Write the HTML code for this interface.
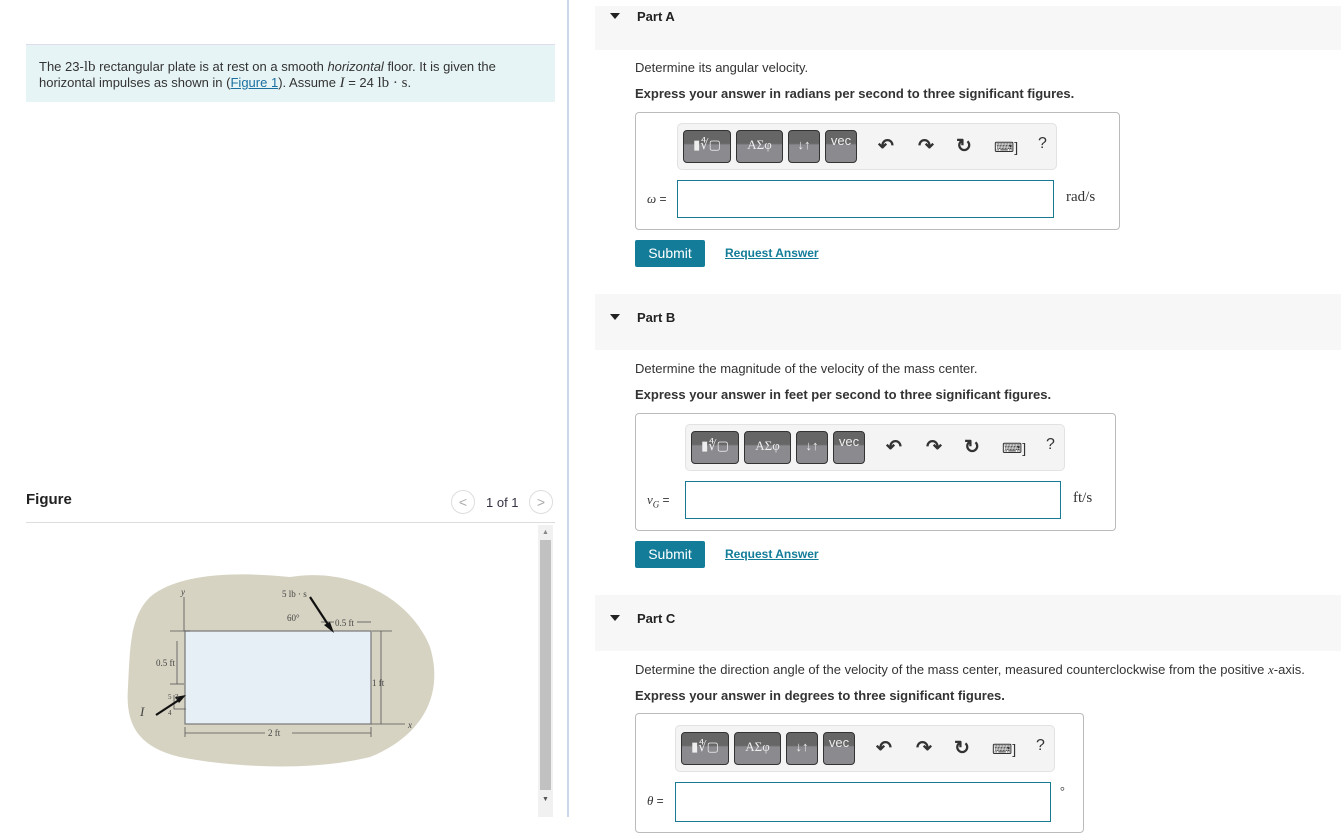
<!DOCTYPE html>
<html><head><meta charset="utf-8"><style>
*{margin:0;padding:0;box-sizing:border-box}
body{width:1341px;height:817px;overflow:hidden;background:#fff;font-family:"Liberation Sans",Arial,sans-serif;color:#222;position:relative}
.a{position:absolute}
.info{left:26px;top:44px;width:529px;height:58px;background:#e7f4f5;border-top:1px solid #dde;font-size:13px;line-height:15px;padding:14px 13px;color:#333}
.ser{font-family:"Liberation Serif",serif;font-size:15px}
.div{left:567px;top:0;width:2px;height:817px;background:#c9d8e8}
.band{left:595px;width:746px;height:44px;background:#f7f7f7}
.tri{width:0;height:0;border-left:5px solid transparent;border-right:5px solid transparent;border-top:6px solid #222}
.ph{font-size:13px;font-weight:bold;color:#222}
.t{font-size:13px;color:#333}
.tb{font-size:13px;font-weight:bold;color:#333}
.box{border:1px solid #bbb;border-radius:4px;background:#fff}
.tool{width:380px;height:47px;background:#f4f4f4;border:1px solid #e2e2e2;border-radius:5px}
.btn{top:6px;height:33px;border:1px solid #333;border-radius:4px;background:linear-gradient(#666 0,#666 40%,#8a8a8f 45%,#8a8a8f 100%);color:#eee;font-size:13px;text-align:center;line-height:28px}
.ic{top:11px;font-size:19px;color:#333;font-weight:bold}
.inp{border:1px solid #1a7a94;background:#fff}
.sub{width:70px;height:27px;background:#137c99;color:#fff;font-size:14px;text-align:center;line-height:27px;border-radius:2px}
.req{font-size:12px;font-weight:bold;color:#137c99;text-decoration:underline}
.unit{font-family:"Liberation Serif",serif;font-size:15px;color:#333}
.lbl{font-family:"Liberation Serif",serif;font-style:italic;font-size:13px;color:#333}
</style></head><body>

<div class="a info">The 23-<span class="ser">lb</span> rectangular plate is at rest on a smooth <i>horizontal</i> floor. It is given the<br>horizontal impulses as shown in (<span style="color:#1a6fa0;text-decoration:underline">Figure 1</span>). Assume <span class="ser"><i>I</i></span> = 24 <span class="ser">lb · s</span>.</div>

<div class="a" style="left:26px;top:491px;font-size:15px;font-weight:bold">Figure</div>
<div class="a" style="left:451px;top:490px;width:24px;height:24px;border:1px solid #ddd;border-radius:50%;color:#aaa;text-align:center;line-height:22px;font-size:14px">&lt;</div>
<div class="a" style="left:486px;top:495px;font-size:13px;color:#334">1 of 1</div>
<div class="a" style="left:529px;top:490px;width:24px;height:24px;border:1px solid #ddd;border-radius:50%;color:#aaa;text-align:center;line-height:22px;font-size:14px">&gt;</div>
<div class="a" style="left:26px;top:522px;width:529px;height:1px;background:#ddd"></div>
<div class="a" style="left:538px;top:525px;width:15px;height:292px;background:#f1f1f1"></div>
<div class="a" style="left:540px;top:540px;width:11px;height:250px;background:#c1c1c1"></div>
<div class="a" style="left:542px;top:529px;font-size:7px;color:#888">▲</div>
<div class="a" style="left:542px;top:796px;font-size:7px;color:#555">▼</div>

<svg class="a" style="left:120px;top:537px" width="320" height="260" viewBox="0 0 320 260">
<path d="M30 60 C60 35 120 35 170 40 C230 30 290 60 310 110 C325 160 300 200 250 220 C190 235 110 230 60 220 C20 210 5 190 8 150 C10 110 10 80 30 60Z" fill="#d6d3c2"/>
<rect x="65" y="94" width="186" height="93" fill="#e6eef6" stroke="#777" stroke-width="1.2"/>
<g stroke="#555" stroke-width="0.8" fill="none">
<line x1="64" y1="60" x2="64" y2="94"/><line x1="251" y1="187" x2="285" y2="187"/>
<line x1="57" y1="104" x2="57" y2="147"/><line x1="50" y1="94" x2="70" y2="94"/><line x1="50" y1="147" x2="64" y2="147"/>
<line x1="261" y1="94" x2="261" y2="187"/><line x1="252" y1="94" x2="272" y2="94"/>
<line x1="65" y1="196" x2="145" y2="196"/><line x1="172" y1="196" x2="251" y2="196"/>
<line x1="65" y1="190" x2="65" y2="200"/><line x1="251" y1="190" x2="251" y2="200"/>
<line x1="201" y1="85" x2="214" y2="85"/><line x1="237" y1="85" x2="251" y2="85"/>
<path d="M54 158 L54 172 L66 172"/>
</g>
<line x1="190" y1="60" x2="211" y2="92" stroke="#111" stroke-width="2.2"/>
<path d="M214 96 L204 88 L210 85Z" fill="#111"/>
<line x1="36" y1="178" x2="62" y2="161" stroke="#111" stroke-width="2.2"/>
<path d="M66 158 L55 160 L59 166Z" fill="#111"/>
<g font-family="Liberation Serif,serif" font-size="9" fill="#444">
<text x="162" y="60">5 lb · s</text><text x="167" y="84">60°</text><text x="215" y="89">0.5 ft</text>
<text x="36" y="129">0.5 ft</text><text x="252" y="149">1 ft</text><text x="148" y="199">2 ft</text>
<text x="61" y="58" font-style="italic">y</text><text x="288" y="191" font-style="italic">x</text>
<text x="20" y="179" font-style="italic" font-size="13">I</text>
<text x="48" y="162" font-size="7">5</text><text x="55" y="162" font-size="7">3</text><text x="48" y="178" font-size="7">4</text>
</g>
</svg>

<div class="a div"></div>

<!-- Part A -->
<div class="a band" style="top:6px"></div>
<div class="a tri" style="left:610px;top:13px"></div>
<div class="a ph" style="left:637px;top:9px">Part A</div>
<div class="a t" style="left:635px;top:60px">Determine its angular velocity.</div>
<div class="a tb" style="left:635px;top:86px">Express your answer in radians per second to three significant figures.</div>
<div class="a box" style="left:635px;top:112px;width:485px;height:118px"></div>
<div class="a tool" style="left:677px;top:123px">
 <div class="a btn" style="left:5px;width:48px">▮∜▢</div>
 <div class="a btn" style="left:58px;width:47px;font-family:'Liberation Serif',serif">ΑΣφ</div>
 <div class="a btn" style="left:110px;width:32px">↓↑</div>
 <div class="a btn" style="left:147px;width:32px;line-height:20px">vec</div>
 <div class="a ic" style="left:200px">↶</div><div class="a ic" style="left:240px">↷</div><div class="a ic" style="left:278px">↻</div>
 <div class="a ic" style="left:316px;font-size:14px;top:15px;font-weight:normal">⌨]</div><div class="a ic" style="left:360px;font-size:16px;font-weight:normal">?</div>
</div>
<div class="a lbl" style="left:647px;top:191px">ω <span style="font-style:normal;font-family:'Liberation Sans';font-size:12px">=</span></div>
<div class="a inp" style="left:677px;top:180px;width:377px;height:38px"></div>
<div class="a unit" style="left:1066px;top:189px">rad/s</div>
<div class="a sub" style="left:635px;top:240px">Submit</div>
<div class="a req" style="left:725px;top:246px">Request Answer</div>

<!-- Part B -->
<div class="a band" style="top:294px;height:56px"></div>
<div class="a tri" style="left:610px;top:314px"></div>
<div class="a ph" style="left:637px;top:310px">Part B</div>
<div class="a t" style="left:635px;top:361px">Determine the magnitude of the velocity of the mass center.</div>
<div class="a tb" style="left:635px;top:387px">Express your answer in feet per second to three significant figures.</div>
<div class="a box" style="left:635px;top:413px;width:481px;height:118px"></div>
<div class="a tool" style="left:685px;top:424px">
 <div class="a btn" style="left:5px;width:48px">▮∜▢</div>
 <div class="a btn" style="left:58px;width:47px;font-family:'Liberation Serif',serif">ΑΣφ</div>
 <div class="a btn" style="left:110px;width:32px">↓↑</div>
 <div class="a btn" style="left:147px;width:32px;line-height:20px">vec</div>
 <div class="a ic" style="left:200px">↶</div><div class="a ic" style="left:240px">↷</div><div class="a ic" style="left:278px">↻</div>
 <div class="a ic" style="left:316px;font-size:14px;top:15px;font-weight:normal">⌨]</div><div class="a ic" style="left:360px;font-size:16px;font-weight:normal">?</div>
</div>
<div class="a lbl" style="left:647px;top:492px">v<sub style="font-size:9px">G</sub> <span style="font-style:normal;font-family:'Liberation Sans';font-size:12px">=</span></div>
<div class="a inp" style="left:685px;top:481px;width:376px;height:38px"></div>
<div class="a unit" style="left:1073px;top:490px">ft/s</div>
<div class="a sub" style="left:635px;top:541px">Submit</div>
<div class="a req" style="left:725px;top:547px">Request Answer</div>

<!-- Part C -->
<div class="a band" style="top:595px;height:56px"></div>
<div class="a tri" style="left:610px;top:615px"></div>
<div class="a ph" style="left:637px;top:611px">Part C</div>
<div class="a t" style="left:635px;top:662px">Determine the direction angle of the velocity of the mass center, measured counterclockwise from the positive <i class="ser" style="font-size:13px">x</i>-axis.</div>
<div class="a tb" style="left:635px;top:688px">Express your answer in degrees to three significant figures.</div>
<div class="a box" style="left:635px;top:713px;width:449px;height:120px"></div>
<div class="a tool" style="left:675px;top:725px">
 <div class="a btn" style="left:5px;width:48px">▮∜▢</div>
 <div class="a btn" style="left:58px;width:47px;font-family:'Liberation Serif',serif">ΑΣφ</div>
 <div class="a btn" style="left:110px;width:32px">↓↑</div>
 <div class="a btn" style="left:147px;width:32px;line-height:20px">vec</div>
 <div class="a ic" style="left:200px">↶</div><div class="a ic" style="left:240px">↷</div><div class="a ic" style="left:278px">↻</div>
 <div class="a ic" style="left:316px;font-size:14px;top:15px;font-weight:normal">⌨]</div><div class="a ic" style="left:360px;font-size:16px;font-weight:normal">?</div>
</div>
<div class="a lbl" style="left:647px;top:793px">θ <span style="font-style:normal;font-family:'Liberation Sans';font-size:12px">=</span></div>
<div class="a inp" style="left:675px;top:782px;width:376px;height:40px"></div>
<div class="a unit" style="left:1060px;top:784px;font-size:12px">°</div>
</body></html>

:::::

* What this task involves:
Return, unchanged, the lines from the first line of the material through the line that holds "rectangular plate is", inclusive, omitting pictures.

* The response:
Write the HTML code for this interface.
<!DOCTYPE html>
<html><head><meta charset="utf-8"><style>
*{margin:0;padding:0;box-sizing:border-box}
body{width:1341px;height:817px;overflow:hidden;background:#fff;font-family:"Liberation Sans",Arial,sans-serif;color:#222;position:relative}
.a{position:absolute}
.info{left:26px;top:44px;width:529px;height:58px;background:#e7f4f5;border-top:1px solid #dde;font-size:13px;line-height:15px;padding:14px 13px;color:#333}
.ser{font-family:"Liberation Serif",serif;font-size:15px}
.div{left:567px;top:0;width:2px;height:817px;background:#c9d8e8}
.band{left:595px;width:746px;height:44px;background:#f7f7f7}
.tri{width:0;height:0;border-left:5px solid transparent;border-right:5px solid transparent;border-top:6px solid #222}
.ph{font-size:13px;font-weight:bold;color:#222}
.t{font-size:13px;color:#333}
.tb{font-size:13px;font-weight:bold;color:#333}
.box{border:1px solid #bbb;border-radius:4px;background:#fff}
.tool{width:380px;height:47px;background:#f4f4f4;border:1px solid #e2e2e2;border-radius:5px}
.btn{top:6px;height:33px;border:1px solid #333;border-radius:4px;background:linear-gradient(#666 0,#666 40%,#8a8a8f 45%,#8a8a8f 100%);color:#eee;font-size:13px;text-align:center;line-height:28px}
.ic{top:11px;font-size:19px;color:#333;font-weight:bold}
.inp{border:1px solid #1a7a94;background:#fff}
.sub{width:70px;height:27px;background:#137c99;color:#fff;font-size:14px;text-align:center;line-height:27px;border-radius:2px}
.req{font-size:12px;font-weight:bold;color:#137c99;text-decoration:underline}
.unit{font-family:"Liberation Serif",serif;font-size:15px;color:#333}
.lbl{font-family:"Liberation Serif",serif;font-style:italic;font-size:13px;color:#333}
</style></head><body>

<div class="a info">The 23-<span class="ser">lb</span> rectangular plate is at rest on a smooth <i>horizontal</i> floor. It is given the<br>horizontal impulses as shown in (<span style="color:#1a6fa0;text-decoration:underline">Figure 1</span>). Assume <span class="ser"><i>I</i></span> = 24 <span class="ser">lb · s</span>.</div>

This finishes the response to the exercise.